**AIM**
Could you write out every record below exactly, leaving out any pictures?
--- begin ---
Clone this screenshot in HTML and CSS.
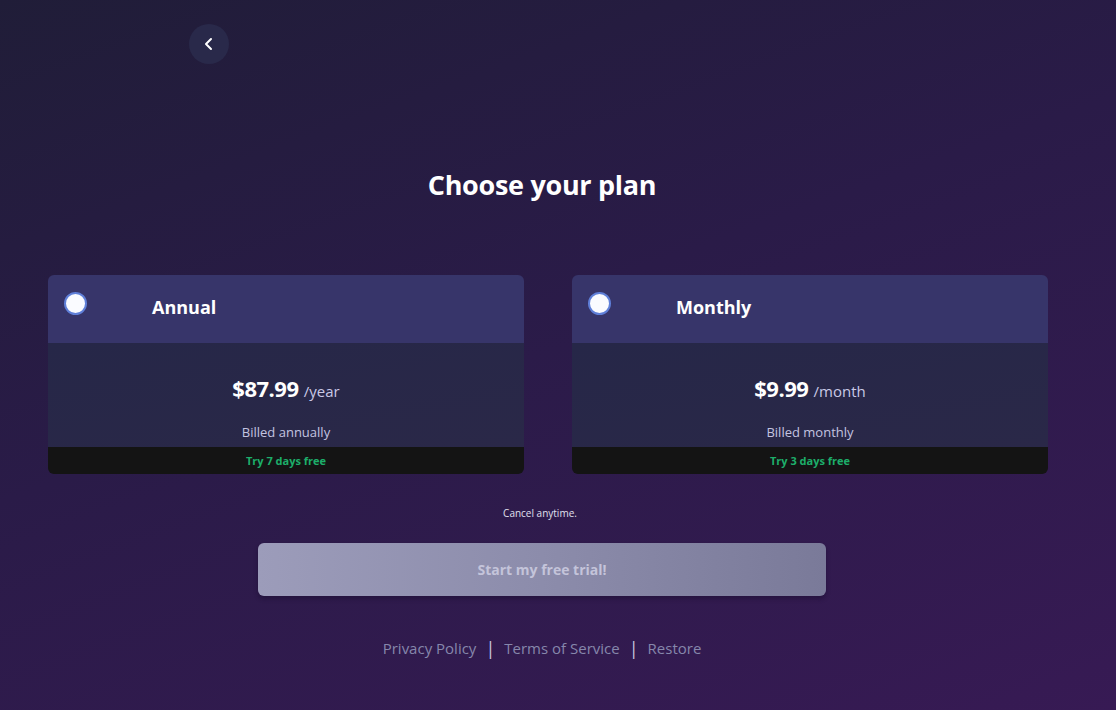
FILE: index.html
```html
<!DOCTYPE html>
<html lang="en">
<head>
    <meta charset="UTF-8">
    <meta name="viewport" content="width=device-width, initial-scale=1.0">
    <title>Choose your plan</title>
    <link rel="stylesheet" href="styles.css">
</head>
<body>
    <header class="top-bar">
        <button class="back-button" aria-label="Back">
            <svg width="14" height="14" viewBox="0 0 14 14">
                <path d="M9 2 L4 7 L9 12" fill="none" stroke="#fff" stroke-width="2" stroke-linecap="round" stroke-linejoin="round"/>
            </svg>
        </button>
    </header>
    <main>
        <h1 class="page-title">Choose your plan</h1>
        <section class="plans">
            <div class="plan-card">
                <div class="plan-head">
                    <span class="radio"></span>
                    <span class="plan-name">Annual</span>
                </div>
                <div class="plan-body">
                    <p class="price">$87.99 <span class="period">/year</span></p>
                    <p class="billed">Billed annually</p>
                </div>
                <div class="plan-foot">Try 7 days free</div>
            </div>
            <div class="plan-card">
                <div class="plan-head">
                    <span class="radio"></span>
                    <span class="plan-name">Monthly</span>
                </div>
                <div class="plan-body">
                    <p class="price">$9.99 <span class="period">/month</span></p>
                    <p class="billed">Billed monthly</p>
                </div>
                <div class="plan-foot">Try 3 days free</div>
            </div>
        </section>
        <p class="cancel-note">Cancel anytime.</p>
        <div class="trial-container">
            <button class="trial-button">Start my free trial!</button>
        </div>
        <footer class="links">
            <a href="#">Privacy Policy</a>
            <span class="sep">|</span>
            <a href="#">Terms of Service</a>
            <span class="sep">|</span>
            <a href="#">Restore</a>
        </footer>
    </main>
</body>
</html>
```

FILE: styles.css
```css
* {
    margin: 0;
    padding: 0;
    box-sizing: border-box;
}

html, body {
    height: 100%;
}

body {
    font-family: 'Open Sans', sans-serif;
    color: #fff;
    background: linear-gradient(160deg, #201d38 0%, #2a1b48 45%, #371a54 100%);
    overflow: hidden;
}

.top-bar {
    padding: 24px 0 0 189px;
}

.back-button {
    width: 40px;
    height: 40px;
    border-radius: 50%;
    border: none;
    background-color: #29294a;
    display: flex;
    align-items: center;
    justify-content: center;
    cursor: pointer;
}

.page-title {
    text-align: center;
    font-size: 27px;
    font-weight: 700;
    letter-spacing: -0.3px;
    margin-top: 102px;
    margin-left: -32px;
}

.plans {
    display: flex;
    gap: 48px;
    padding: 0 68px 0 48px;
    margin-top: 72px;
}

.plan-card {
    width: 476px;
    border-radius: 6px;
    overflow: hidden;
}

.plan-head {
    height: 68px;
    background-color: #37356a;
    display: flex;
    align-items: flex-start;
    padding: 17px 0 0 16px;
}

.radio {
    width: 23px;
    height: 23px;
    border-radius: 50%;
    background-color: #fafbff;
    border: 2px solid #5f7fd8;
    flex-shrink: 0;
}

.plan-name {
    margin-left: 65px;
    margin-top: 3px;
    font-size: 18px;
    font-weight: 700;
}

.plan-body {
    height: 104px;
    background: linear-gradient(170deg, #262748 0%, #2a2848 100%);
    text-align: center;
    padding-top: 30px;
}

.price {
    font-size: 22px;
    font-weight: 700;
    letter-spacing: -0.5px;
}

.period {
    font-size: 15px;
    font-weight: 400;
    color: #c9c9e6;
    letter-spacing: 0;
}

.billed {
    margin-top: 20px;
    font-size: 13px;
    color: #c4c4e0;
}

.plan-foot {
    height: 27px;
    background-color: #141414;
    color: #1dae6a;
    font-size: 11px;
    font-weight: 700;
    text-align: center;
    line-height: 27px;
}

.cancel-note {
    text-align: center;
    font-size: 10px;
    color: #e0e0ee;
    margin-top: 32px;
    margin-left: -36px;
}

.trial-container {
    display: flex;
    justify-content: center;
    margin-top: 23px;
    margin-left: -32px;
}

.trial-button {
    width: 568px;
    height: 53px;
    border: none;
    border-radius: 6px;
    background: linear-gradient(90deg, #9c9cba 0%, #8c8cab 50%, #7a7a99 100%);
    color: #c4c4da;
    font-family: 'Open Sans', sans-serif;
    font-size: 14px;
    font-weight: 700;
    box-shadow: 0 3px 4px rgba(20, 10, 40, 0.4);
}

.links {
    display: flex;
    justify-content: center;
    align-items: center;
    gap: 9px;
    margin-top: 40px;
    margin-left: -32px;
    font-size: 15px;
}

.links a {
    color: #8687ab;
    text-decoration: none;
}

.sep {
    color: #c8c8de;
    font-size: 18px;
}
```
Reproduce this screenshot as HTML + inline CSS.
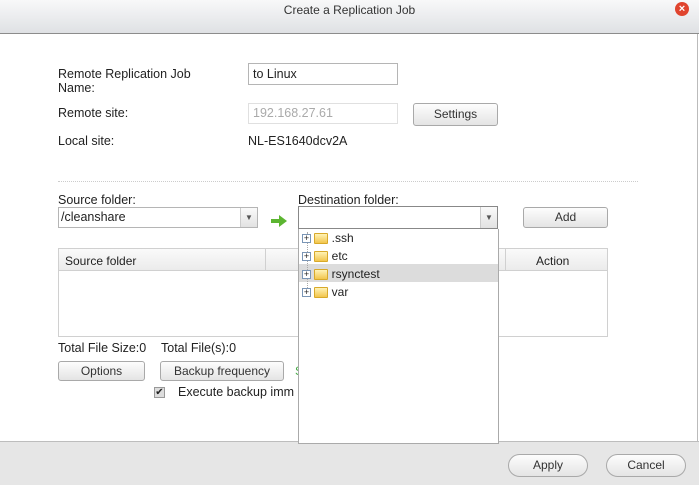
--- end ---
**RESULT**
Clone this screenshot in HTML and CSS.
FILE: index.html
```html
<!DOCTYPE html>
<html lang="en">
<head>
    <meta charset="UTF-8">
    <meta name="viewport" content="width=device-width, initial-scale=1.0">
    <title>Choose your plan</title>
    <link rel="stylesheet" href="styles.css">
</head>
<body>
    <header class="top-bar">
        <button class="back-button" aria-label="Back">
            <svg width="14" height="14" viewBox="0 0 14 14">
                <path d="M9 2 L4 7 L9 12" fill="none" stroke="#fff" stroke-width="2" stroke-linecap="round" stroke-linejoin="round"/>
            </svg>
        </button>
    </header>
    <main>
        <h1 class="page-title">Choose your plan</h1>
        <section class="plans">
            <div class="plan-card">
                <div class="plan-head">
                    <span class="radio"></span>
                    <span class="plan-name">Annual</span>
                </div>
                <div class="plan-body">
                    <p class="price">$87.99 <span class="period">/year</span></p>
                    <p class="billed">Billed annually</p>
                </div>
                <div class="plan-foot">Try 7 days free</div>
            </div>
            <div class="plan-card">
                <div class="plan-head">
                    <span class="radio"></span>
                    <span class="plan-name">Monthly</span>
                </div>
                <div class="plan-body">
                    <p class="price">$9.99 <span class="period">/month</span></p>
                    <p class="billed">Billed monthly</p>
                </div>
                <div class="plan-foot">Try 3 days free</div>
            </div>
        </section>
        <p class="cancel-note">Cancel anytime.</p>
        <div class="trial-container">
            <button class="trial-button">Start my free trial!</button>
        </div>
        <footer class="links">
            <a href="#">Privacy Policy</a>
            <span class="sep">|</span>
            <a href="#">Terms of Service</a>
            <span class="sep">|</span>
            <a href="#">Restore</a>
        </footer>
    </main>
</body>
</html>
```

FILE: styles.css
```css
* {
    margin: 0;
    padding: 0;
    box-sizing: border-box;
}

html, body {
    height: 100%;
}

body {
    font-family: 'Open Sans', sans-serif;
    color: #fff;
    background: linear-gradient(160deg, #201d38 0%, #2a1b48 45%, #371a54 100%);
    overflow: hidden;
}

.top-bar {
    padding: 24px 0 0 189px;
}

.back-button {
    width: 40px;
    height: 40px;
    border-radius: 50%;
    border: none;
    background-color: #29294a;
    display: flex;
    align-items: center;
    justify-content: center;
    cursor: pointer;
}

.page-title {
    text-align: center;
    font-size: 27px;
    font-weight: 700;
    letter-spacing: -0.3px;
    margin-top: 102px;
    margin-left: -32px;
}

.plans {
    display: flex;
    gap: 48px;
    padding: 0 68px 0 48px;
    margin-top: 72px;
}

.plan-card {
    width: 476px;
    border-radius: 6px;
    overflow: hidden;
}

.plan-head {
    height: 68px;
    background-color: #37356a;
    display: flex;
    align-items: flex-start;
    padding: 17px 0 0 16px;
}

.radio {
    width: 23px;
    height: 23px;
    border-radius: 50%;
    background-color: #fafbff;
    border: 2px solid #5f7fd8;
    flex-shrink: 0;
}

.plan-name {
    margin-left: 65px;
    margin-top: 3px;
    font-size: 18px;
    font-weight: 700;
}

.plan-body {
    height: 104px;
    background: linear-gradient(170deg, #262748 0%, #2a2848 100%);
    text-align: center;
    padding-top: 30px;
}

.price {
    font-size: 22px;
    font-weight: 700;
    letter-spacing: -0.5px;
}

.period {
    font-size: 15px;
    font-weight: 400;
    color: #c9c9e6;
    letter-spacing: 0;
}

.billed {
    margin-top: 20px;
    font-size: 13px;
    color: #c4c4e0;
}

.plan-foot {
    height: 27px;
    background-color: #141414;
    color: #1dae6a;
    font-size: 11px;
    font-weight: 700;
    text-align: center;
    line-height: 27px;
}

.cancel-note {
    text-align: center;
    font-size: 10px;
    color: #e0e0ee;
    margin-top: 32px;
    margin-left: -36px;
}

.trial-container {
    display: flex;
    justify-content: center;
    margin-top: 23px;
    margin-left: -32px;
}

.trial-button {
    width: 568px;
    height: 53px;
    border: none;
    border-radius: 6px;
    background: linear-gradient(90deg, #9c9cba 0%, #8c8cab 50%, #7a7a99 100%);
    color: #c4c4da;
    font-family: 'Open Sans', sans-serif;
    font-size: 14px;
    font-weight: 700;
    box-shadow: 0 3px 4px rgba(20, 10, 40, 0.4);
}

.links {
    display: flex;
    justify-content: center;
    align-items: center;
    gap: 9px;
    margin-top: 40px;
    margin-left: -32px;
    font-size: 15px;
}

.links a {
    color: #8687ab;
    text-decoration: none;
}

.sep {
    color: #c8c8de;
    font-size: 18px;
}
```
Reproduce this screenshot as HTML + inline CSS.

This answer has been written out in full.